When 'Completed' Activities Are Not Really Completed

Sometimes a team member says that an activity is complete when in reality it is not quite. This can happen if the activity should have been completed yesterday, and the team member believes they are just an hour away from completing it. They might rather say it is complete and then finish it up, rather than deal with the consequences of it being late. Usually this is not a big deal. Sometimes, however, activities start to slip because the team member did not start it on time - perhaps because they were finishing up a prior 'completed' activity. Sometimes this can also be caused by deliverables that are completed but not approved. The team member may say the work is complete, but when the deliverable is checked it is discovered it is incomplete or needs additional follow-up work.

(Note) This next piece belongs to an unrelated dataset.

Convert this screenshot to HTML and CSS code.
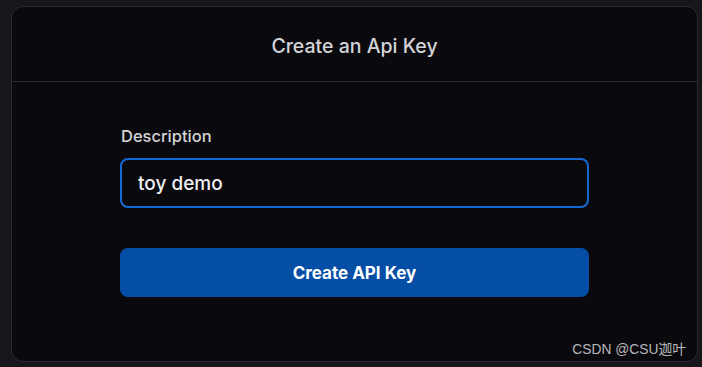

To avoid this, make sure that there is an approval process for all major deliverables, and that the work plan leaves time for the approval process and for rework based on feedback. Then there is no question that the deliverable is completed, because it has either been approved or it hasn't. If an activity does not call for the completion of a deliverable, you would expect that when a team member says an activity is completed, it probably is. If you find a pattern of this not being the case, the individual team member might need coaching on how to better report the status of their work. 

Action Items

Action items are nothing more than work that need to be done to complete an activity, answer an outstanding question, etc. One technique to ensure that action items are completed is to place them in the work plan.